=== Description of the task ===
Using the entries that follow, collect the lines where the word "with" appears.

=== Record set ===
- - - -

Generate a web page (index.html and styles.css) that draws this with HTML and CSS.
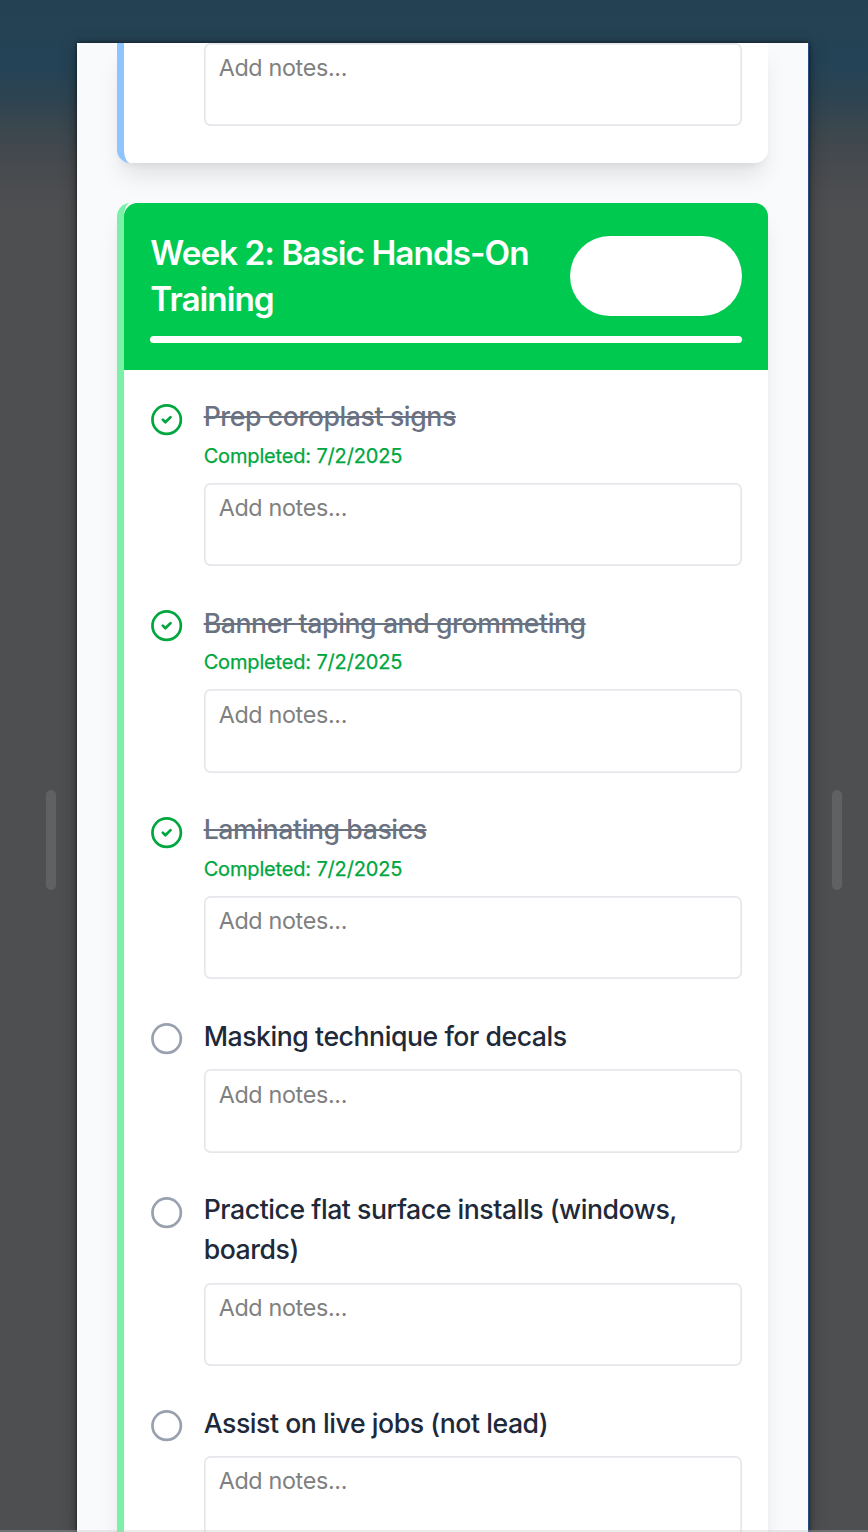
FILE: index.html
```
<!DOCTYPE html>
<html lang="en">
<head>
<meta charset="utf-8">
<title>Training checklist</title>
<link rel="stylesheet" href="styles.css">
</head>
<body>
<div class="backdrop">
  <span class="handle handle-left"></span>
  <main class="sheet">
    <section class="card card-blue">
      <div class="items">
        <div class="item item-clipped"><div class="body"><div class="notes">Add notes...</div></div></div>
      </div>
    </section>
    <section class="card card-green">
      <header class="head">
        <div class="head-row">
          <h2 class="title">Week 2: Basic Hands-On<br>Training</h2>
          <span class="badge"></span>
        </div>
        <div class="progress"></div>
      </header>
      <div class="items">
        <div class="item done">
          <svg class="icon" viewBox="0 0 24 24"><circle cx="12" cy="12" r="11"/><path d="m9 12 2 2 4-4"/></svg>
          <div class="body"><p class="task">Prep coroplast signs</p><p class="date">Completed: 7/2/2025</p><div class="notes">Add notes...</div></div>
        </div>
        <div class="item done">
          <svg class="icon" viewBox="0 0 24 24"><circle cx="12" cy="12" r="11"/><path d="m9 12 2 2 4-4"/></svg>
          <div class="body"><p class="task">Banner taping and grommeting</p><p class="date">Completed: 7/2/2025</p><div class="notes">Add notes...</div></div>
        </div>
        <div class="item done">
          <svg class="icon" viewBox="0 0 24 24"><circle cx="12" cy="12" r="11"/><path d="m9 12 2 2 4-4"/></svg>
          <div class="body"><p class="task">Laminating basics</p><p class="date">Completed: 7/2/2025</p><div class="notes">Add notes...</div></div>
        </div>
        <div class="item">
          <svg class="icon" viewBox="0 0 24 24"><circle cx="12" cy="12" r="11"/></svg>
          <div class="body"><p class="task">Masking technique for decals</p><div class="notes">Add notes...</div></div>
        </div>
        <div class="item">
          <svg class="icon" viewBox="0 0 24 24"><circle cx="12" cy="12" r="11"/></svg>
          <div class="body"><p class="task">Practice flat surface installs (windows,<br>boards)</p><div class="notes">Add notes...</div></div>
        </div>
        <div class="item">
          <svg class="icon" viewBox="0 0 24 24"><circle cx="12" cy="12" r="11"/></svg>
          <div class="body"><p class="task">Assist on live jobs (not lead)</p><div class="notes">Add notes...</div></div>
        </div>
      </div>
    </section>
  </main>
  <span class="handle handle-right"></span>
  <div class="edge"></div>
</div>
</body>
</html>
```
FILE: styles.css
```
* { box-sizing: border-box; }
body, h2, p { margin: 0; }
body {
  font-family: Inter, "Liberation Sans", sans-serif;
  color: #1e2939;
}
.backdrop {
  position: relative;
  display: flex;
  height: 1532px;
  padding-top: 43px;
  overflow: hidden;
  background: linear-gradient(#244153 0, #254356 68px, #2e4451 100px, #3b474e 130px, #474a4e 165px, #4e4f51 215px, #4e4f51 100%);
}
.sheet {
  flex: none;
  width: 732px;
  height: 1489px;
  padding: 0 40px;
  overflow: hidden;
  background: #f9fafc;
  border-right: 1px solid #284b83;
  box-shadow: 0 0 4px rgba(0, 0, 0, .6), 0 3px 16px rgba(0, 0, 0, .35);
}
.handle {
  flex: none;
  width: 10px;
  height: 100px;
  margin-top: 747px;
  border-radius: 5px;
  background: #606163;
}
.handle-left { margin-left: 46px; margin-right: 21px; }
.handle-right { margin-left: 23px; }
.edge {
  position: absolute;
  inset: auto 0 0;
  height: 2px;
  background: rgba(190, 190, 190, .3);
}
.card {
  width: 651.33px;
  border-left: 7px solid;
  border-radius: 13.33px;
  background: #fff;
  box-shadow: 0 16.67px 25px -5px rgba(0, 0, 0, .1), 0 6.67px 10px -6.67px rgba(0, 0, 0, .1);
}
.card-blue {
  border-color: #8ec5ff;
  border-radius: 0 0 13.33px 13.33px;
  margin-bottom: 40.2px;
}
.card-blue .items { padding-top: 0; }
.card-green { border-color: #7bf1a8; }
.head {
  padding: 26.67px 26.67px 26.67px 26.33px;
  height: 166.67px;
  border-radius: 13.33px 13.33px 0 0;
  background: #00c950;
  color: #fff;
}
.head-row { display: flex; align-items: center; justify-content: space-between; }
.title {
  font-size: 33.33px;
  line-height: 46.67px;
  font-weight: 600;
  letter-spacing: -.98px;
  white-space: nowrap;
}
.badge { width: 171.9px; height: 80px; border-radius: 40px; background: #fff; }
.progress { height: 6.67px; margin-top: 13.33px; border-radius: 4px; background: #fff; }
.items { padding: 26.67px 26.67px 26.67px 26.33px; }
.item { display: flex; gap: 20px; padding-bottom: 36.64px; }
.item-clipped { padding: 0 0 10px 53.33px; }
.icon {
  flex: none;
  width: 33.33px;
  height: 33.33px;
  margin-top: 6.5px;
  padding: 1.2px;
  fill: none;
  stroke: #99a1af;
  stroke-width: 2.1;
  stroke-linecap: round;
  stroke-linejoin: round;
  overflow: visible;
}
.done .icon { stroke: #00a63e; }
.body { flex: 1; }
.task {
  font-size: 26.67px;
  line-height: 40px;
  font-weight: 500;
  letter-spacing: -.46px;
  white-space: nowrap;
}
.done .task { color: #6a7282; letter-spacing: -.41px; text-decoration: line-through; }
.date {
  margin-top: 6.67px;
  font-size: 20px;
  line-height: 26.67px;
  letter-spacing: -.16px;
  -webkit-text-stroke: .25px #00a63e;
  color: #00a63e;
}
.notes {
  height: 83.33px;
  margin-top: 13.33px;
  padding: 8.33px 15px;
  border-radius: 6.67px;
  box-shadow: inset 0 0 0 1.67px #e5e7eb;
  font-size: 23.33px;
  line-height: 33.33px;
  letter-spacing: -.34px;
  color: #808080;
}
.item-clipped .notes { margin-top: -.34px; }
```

- - - -

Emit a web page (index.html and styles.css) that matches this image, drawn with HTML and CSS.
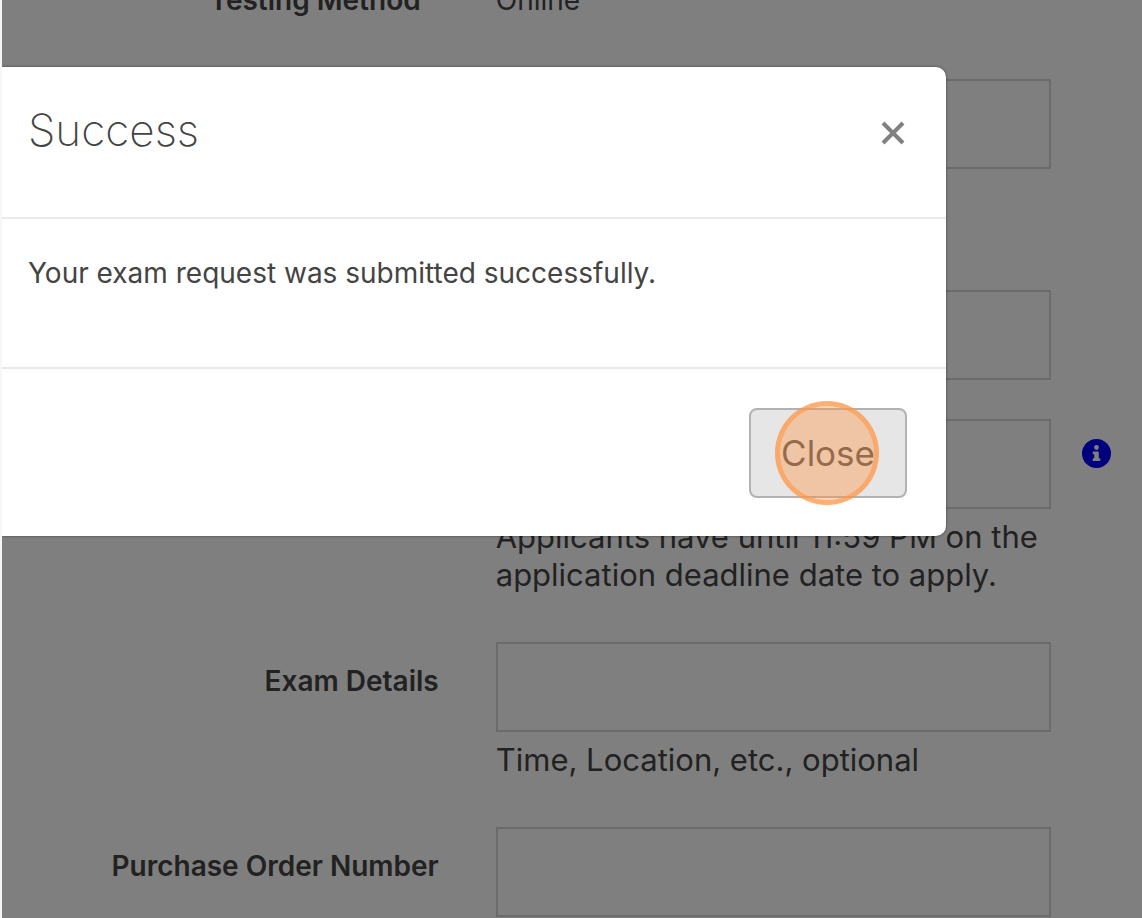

- - - -

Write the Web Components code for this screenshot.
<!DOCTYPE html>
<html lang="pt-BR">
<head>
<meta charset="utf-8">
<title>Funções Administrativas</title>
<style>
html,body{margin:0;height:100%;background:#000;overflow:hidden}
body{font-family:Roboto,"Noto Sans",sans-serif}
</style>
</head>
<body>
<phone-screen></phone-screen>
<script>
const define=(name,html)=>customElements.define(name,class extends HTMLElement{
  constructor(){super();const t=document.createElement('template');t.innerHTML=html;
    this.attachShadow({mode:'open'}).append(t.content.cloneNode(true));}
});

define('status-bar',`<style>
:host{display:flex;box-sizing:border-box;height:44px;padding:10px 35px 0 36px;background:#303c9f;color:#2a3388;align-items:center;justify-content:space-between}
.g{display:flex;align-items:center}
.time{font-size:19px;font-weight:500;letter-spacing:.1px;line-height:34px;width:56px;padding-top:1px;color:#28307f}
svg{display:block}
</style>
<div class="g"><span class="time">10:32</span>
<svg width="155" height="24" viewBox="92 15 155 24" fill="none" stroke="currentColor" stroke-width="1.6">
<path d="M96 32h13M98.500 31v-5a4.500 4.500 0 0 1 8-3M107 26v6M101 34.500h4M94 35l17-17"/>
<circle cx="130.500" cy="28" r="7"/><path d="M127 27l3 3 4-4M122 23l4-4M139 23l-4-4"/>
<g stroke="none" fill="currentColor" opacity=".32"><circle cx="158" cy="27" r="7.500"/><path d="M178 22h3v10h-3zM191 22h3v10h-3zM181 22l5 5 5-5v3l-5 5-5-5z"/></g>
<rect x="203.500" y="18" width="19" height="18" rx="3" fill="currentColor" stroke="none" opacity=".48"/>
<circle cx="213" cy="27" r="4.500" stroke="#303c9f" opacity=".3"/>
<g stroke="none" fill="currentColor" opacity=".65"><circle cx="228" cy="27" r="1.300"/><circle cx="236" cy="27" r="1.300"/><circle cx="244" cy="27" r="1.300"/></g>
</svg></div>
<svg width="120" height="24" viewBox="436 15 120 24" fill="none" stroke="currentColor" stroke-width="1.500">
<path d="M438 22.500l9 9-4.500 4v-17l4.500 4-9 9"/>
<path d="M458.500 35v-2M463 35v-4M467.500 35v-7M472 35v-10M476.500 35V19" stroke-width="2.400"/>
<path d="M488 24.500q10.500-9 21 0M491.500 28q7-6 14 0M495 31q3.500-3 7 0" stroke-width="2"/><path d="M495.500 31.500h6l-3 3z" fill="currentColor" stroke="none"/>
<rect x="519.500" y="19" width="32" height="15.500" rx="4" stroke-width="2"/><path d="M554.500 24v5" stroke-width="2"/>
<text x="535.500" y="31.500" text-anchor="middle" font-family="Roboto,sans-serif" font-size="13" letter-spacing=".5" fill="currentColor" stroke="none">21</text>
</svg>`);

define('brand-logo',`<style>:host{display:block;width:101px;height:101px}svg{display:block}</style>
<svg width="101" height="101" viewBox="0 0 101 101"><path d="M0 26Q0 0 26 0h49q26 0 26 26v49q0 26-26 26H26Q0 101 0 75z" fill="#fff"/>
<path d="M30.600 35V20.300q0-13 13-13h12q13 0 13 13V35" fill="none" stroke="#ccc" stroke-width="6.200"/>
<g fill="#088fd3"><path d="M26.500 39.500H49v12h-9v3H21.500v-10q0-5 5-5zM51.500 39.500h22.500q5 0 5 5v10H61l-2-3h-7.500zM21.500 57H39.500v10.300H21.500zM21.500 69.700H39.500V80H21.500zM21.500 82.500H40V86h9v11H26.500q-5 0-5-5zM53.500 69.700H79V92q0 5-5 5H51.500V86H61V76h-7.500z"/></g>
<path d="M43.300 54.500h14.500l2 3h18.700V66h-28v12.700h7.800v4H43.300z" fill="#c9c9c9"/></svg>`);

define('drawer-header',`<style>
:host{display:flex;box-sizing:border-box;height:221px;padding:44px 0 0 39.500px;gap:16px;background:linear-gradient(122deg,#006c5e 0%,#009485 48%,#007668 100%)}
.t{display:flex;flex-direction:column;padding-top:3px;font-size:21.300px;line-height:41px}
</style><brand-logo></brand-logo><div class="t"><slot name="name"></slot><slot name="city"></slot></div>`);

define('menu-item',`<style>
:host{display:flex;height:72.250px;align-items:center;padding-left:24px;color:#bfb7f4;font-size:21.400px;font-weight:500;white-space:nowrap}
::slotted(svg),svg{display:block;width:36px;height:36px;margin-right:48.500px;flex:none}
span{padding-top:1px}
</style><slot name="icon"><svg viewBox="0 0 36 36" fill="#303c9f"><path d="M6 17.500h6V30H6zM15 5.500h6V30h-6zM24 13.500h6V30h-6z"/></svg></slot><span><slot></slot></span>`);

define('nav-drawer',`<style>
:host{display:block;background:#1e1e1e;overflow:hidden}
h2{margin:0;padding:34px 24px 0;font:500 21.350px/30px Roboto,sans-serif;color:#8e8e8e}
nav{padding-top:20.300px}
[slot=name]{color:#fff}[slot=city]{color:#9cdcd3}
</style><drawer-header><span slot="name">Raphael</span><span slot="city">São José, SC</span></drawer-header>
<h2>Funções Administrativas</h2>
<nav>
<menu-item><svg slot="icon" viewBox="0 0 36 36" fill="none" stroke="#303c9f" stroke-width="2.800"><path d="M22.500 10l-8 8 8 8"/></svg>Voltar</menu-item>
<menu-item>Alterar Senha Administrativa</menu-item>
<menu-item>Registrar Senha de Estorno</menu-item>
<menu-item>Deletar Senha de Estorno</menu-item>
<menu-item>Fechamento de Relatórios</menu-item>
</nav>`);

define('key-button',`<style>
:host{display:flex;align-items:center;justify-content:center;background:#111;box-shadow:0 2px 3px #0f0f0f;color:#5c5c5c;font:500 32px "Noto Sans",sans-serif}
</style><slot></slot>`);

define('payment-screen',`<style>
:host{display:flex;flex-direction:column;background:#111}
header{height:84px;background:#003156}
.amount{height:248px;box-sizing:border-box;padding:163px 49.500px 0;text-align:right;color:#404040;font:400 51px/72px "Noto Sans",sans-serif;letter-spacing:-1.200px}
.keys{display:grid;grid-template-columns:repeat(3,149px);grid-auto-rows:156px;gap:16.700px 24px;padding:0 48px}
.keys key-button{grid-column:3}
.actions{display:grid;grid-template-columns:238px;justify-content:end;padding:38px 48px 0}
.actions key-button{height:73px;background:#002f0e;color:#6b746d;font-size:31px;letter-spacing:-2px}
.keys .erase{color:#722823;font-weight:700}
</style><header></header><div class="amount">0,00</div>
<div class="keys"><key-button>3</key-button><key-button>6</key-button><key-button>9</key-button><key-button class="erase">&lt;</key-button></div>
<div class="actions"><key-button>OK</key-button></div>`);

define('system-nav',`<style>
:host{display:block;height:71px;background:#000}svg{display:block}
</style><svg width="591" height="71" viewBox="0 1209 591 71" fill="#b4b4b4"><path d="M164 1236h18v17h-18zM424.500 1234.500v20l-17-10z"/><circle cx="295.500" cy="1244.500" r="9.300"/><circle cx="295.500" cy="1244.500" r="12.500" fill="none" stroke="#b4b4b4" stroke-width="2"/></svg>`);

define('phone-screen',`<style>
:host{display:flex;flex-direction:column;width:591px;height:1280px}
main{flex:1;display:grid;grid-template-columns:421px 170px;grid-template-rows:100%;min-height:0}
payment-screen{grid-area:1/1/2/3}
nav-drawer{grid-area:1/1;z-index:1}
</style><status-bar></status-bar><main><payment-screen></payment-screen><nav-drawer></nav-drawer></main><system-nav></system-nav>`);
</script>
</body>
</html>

- - - -

=== Full answer ===
Generate a web page (index.html and styles.css) that draws this with HTML and CSS.
Emit a web page (index.html and styles.css) that matches this image, drawn with HTML and CSS.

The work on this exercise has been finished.